• _PROBLEM_
Select the lines of the records containing the word "TypeScript" and list them.

## start GIVEN DATA

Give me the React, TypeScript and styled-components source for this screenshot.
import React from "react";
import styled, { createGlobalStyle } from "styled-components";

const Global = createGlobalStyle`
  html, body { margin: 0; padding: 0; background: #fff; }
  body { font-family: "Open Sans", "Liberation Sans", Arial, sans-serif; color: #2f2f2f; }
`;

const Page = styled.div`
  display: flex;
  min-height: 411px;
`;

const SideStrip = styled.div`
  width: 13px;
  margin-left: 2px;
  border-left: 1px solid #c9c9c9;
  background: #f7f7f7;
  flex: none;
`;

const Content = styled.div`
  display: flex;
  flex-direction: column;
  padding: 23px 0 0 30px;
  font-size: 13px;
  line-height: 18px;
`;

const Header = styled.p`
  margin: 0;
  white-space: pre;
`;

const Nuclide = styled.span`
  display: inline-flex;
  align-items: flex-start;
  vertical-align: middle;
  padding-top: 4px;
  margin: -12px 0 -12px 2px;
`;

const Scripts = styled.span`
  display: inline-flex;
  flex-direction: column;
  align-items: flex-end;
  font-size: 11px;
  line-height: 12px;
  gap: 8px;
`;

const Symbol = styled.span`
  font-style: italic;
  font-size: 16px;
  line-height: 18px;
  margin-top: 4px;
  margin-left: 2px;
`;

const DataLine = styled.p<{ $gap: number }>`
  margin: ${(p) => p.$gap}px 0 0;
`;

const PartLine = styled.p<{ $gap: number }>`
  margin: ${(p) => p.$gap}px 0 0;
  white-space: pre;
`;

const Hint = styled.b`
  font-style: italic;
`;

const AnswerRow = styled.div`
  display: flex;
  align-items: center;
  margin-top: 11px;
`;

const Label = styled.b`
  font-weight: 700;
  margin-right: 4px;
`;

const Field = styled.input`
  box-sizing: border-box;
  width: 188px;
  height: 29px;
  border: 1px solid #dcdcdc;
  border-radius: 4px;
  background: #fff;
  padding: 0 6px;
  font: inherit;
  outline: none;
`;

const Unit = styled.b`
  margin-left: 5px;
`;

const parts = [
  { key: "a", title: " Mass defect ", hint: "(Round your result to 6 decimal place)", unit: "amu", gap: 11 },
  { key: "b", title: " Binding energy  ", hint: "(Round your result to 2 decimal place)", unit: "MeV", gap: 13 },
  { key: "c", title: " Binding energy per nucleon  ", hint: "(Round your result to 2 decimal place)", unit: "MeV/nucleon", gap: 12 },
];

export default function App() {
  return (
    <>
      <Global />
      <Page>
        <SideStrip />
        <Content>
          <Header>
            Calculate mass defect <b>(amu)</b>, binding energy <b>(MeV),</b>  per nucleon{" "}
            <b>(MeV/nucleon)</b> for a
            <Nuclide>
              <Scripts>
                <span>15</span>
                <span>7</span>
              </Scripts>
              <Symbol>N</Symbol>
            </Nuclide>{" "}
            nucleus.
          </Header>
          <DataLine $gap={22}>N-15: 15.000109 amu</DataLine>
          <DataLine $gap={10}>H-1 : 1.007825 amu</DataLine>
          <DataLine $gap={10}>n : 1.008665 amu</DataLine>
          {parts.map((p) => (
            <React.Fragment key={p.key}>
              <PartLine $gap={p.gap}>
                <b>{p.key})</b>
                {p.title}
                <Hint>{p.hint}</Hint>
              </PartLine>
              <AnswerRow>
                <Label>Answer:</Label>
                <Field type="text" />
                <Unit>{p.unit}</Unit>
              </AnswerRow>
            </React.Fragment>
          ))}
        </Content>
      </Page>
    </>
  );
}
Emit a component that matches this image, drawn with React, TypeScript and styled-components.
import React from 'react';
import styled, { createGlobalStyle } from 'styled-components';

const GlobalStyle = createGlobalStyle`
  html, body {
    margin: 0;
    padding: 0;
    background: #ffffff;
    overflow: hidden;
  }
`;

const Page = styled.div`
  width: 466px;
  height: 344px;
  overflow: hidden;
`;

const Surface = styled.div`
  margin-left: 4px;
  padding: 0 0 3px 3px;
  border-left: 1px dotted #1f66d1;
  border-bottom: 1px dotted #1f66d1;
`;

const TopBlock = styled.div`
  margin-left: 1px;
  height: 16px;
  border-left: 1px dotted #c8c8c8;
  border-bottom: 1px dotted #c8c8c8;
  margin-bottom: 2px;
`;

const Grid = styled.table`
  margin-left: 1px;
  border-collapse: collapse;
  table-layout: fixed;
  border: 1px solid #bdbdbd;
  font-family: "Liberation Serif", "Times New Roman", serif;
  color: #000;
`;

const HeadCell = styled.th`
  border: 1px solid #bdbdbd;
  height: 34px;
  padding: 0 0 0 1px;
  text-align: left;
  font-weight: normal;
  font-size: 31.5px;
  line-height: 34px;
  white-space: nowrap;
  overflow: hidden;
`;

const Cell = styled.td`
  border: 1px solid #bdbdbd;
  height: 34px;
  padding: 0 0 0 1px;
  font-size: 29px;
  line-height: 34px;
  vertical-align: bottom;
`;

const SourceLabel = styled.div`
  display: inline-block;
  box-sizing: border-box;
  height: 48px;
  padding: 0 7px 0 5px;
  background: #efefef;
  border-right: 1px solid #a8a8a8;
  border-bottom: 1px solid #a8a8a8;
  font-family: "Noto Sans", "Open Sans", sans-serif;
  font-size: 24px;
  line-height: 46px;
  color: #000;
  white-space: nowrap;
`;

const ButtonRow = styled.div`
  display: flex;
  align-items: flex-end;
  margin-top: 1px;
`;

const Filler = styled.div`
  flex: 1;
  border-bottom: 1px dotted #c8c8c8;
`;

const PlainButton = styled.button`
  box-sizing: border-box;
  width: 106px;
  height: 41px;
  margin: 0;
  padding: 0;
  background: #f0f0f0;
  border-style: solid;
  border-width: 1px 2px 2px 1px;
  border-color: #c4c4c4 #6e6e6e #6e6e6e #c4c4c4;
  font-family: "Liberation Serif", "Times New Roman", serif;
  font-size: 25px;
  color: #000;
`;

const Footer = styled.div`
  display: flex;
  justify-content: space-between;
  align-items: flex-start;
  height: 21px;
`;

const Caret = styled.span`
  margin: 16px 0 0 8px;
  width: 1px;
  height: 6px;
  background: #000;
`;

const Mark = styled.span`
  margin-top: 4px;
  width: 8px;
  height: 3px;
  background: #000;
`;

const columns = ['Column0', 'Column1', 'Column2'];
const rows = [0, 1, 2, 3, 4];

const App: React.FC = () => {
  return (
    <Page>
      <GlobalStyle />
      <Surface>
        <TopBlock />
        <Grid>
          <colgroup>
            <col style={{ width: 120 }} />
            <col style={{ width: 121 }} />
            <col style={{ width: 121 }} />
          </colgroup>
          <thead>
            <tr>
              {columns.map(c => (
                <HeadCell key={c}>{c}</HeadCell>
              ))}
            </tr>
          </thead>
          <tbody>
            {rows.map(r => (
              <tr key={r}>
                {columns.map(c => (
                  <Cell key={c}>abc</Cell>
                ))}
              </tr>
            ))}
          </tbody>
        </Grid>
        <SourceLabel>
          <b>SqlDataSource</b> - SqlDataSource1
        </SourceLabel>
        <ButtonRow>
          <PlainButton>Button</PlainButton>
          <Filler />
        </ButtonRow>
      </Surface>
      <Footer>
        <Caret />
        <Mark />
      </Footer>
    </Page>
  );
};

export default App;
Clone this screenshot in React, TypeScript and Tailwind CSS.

## end GIVEN DATA

• _EXPECTED OUTPUT_
Give me the React, TypeScript and styled-components source for this screenshot.
Emit a component that matches this image, drawn with React, TypeScript and styled-components.
Clone this screenshot in React, TypeScript and Tailwind CSS.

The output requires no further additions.